Start of SOURCE DATA

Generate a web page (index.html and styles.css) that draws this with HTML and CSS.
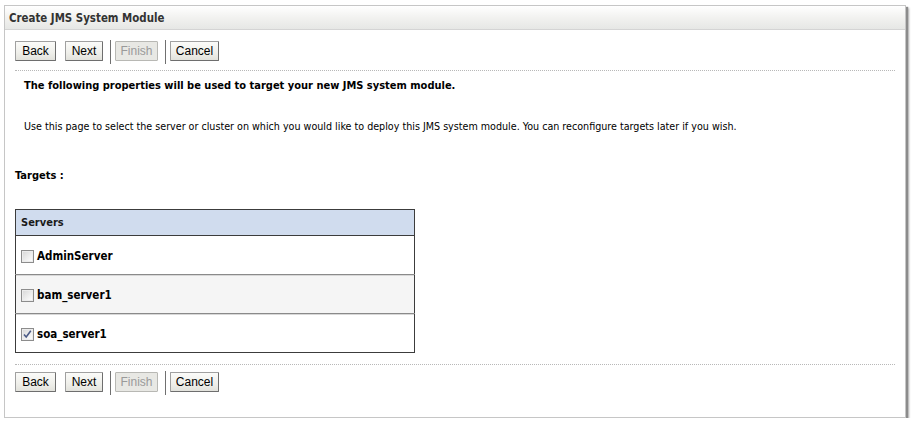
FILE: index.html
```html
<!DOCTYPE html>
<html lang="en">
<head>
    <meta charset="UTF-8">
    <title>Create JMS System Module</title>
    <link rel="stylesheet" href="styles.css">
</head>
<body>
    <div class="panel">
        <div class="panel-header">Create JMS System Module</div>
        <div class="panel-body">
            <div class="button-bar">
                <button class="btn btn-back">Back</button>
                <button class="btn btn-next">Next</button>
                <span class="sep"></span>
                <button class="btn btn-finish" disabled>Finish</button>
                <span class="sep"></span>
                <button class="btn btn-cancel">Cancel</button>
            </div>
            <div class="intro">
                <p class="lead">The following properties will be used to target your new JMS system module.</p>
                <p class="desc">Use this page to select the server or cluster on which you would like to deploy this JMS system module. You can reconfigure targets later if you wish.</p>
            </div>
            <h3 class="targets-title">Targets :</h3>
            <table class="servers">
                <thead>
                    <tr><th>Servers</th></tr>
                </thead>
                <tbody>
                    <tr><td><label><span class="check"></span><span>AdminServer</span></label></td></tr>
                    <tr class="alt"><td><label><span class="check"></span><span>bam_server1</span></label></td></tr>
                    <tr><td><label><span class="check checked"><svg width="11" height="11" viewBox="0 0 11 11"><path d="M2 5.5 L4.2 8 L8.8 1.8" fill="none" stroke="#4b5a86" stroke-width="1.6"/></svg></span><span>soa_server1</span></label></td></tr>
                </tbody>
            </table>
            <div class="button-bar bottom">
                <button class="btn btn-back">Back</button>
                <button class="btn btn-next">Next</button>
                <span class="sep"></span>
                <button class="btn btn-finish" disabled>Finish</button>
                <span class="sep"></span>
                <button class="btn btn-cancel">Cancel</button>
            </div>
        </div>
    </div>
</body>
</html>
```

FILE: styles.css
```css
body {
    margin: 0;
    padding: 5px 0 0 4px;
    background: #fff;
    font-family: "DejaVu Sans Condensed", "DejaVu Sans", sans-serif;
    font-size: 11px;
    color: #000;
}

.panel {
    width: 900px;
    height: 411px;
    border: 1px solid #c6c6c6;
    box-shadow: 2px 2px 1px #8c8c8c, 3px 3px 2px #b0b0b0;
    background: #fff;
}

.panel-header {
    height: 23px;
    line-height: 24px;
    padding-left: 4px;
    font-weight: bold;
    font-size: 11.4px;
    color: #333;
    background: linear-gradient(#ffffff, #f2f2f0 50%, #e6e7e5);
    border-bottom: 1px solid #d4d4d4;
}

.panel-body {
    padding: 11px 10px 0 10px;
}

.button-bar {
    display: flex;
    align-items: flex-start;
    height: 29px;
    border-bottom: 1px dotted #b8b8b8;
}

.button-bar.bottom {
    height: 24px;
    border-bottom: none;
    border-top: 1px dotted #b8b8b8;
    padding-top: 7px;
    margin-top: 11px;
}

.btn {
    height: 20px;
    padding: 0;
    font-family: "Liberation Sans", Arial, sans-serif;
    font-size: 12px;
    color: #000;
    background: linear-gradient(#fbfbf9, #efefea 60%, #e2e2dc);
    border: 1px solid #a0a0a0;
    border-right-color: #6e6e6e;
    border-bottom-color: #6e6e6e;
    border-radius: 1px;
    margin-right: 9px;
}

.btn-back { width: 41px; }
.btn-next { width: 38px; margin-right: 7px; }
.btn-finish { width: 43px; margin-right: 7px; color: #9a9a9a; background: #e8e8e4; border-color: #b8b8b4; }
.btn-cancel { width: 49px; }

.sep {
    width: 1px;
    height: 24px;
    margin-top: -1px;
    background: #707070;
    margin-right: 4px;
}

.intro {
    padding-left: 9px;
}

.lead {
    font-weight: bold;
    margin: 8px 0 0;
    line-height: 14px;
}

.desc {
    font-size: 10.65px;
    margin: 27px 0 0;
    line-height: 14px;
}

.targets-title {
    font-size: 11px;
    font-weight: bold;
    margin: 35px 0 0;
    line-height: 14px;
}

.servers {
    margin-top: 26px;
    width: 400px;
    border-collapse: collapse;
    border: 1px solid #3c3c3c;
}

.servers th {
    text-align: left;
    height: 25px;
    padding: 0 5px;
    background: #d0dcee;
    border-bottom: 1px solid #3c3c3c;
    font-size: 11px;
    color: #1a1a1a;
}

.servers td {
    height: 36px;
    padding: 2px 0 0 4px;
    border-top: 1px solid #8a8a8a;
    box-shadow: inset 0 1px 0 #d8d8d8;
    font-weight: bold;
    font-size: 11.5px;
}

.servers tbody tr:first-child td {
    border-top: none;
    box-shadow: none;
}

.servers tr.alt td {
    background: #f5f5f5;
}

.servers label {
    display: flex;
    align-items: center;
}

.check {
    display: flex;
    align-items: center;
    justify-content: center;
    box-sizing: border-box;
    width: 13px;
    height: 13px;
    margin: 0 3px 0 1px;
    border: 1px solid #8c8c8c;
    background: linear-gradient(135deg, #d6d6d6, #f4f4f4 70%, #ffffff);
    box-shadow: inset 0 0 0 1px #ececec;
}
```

End of SOURCE DATA

DIRECTIONS: State how many lines of the listing above hold the word "styles", with nothing but the number.

SOLUTION FOR THIS EXERCISE: 3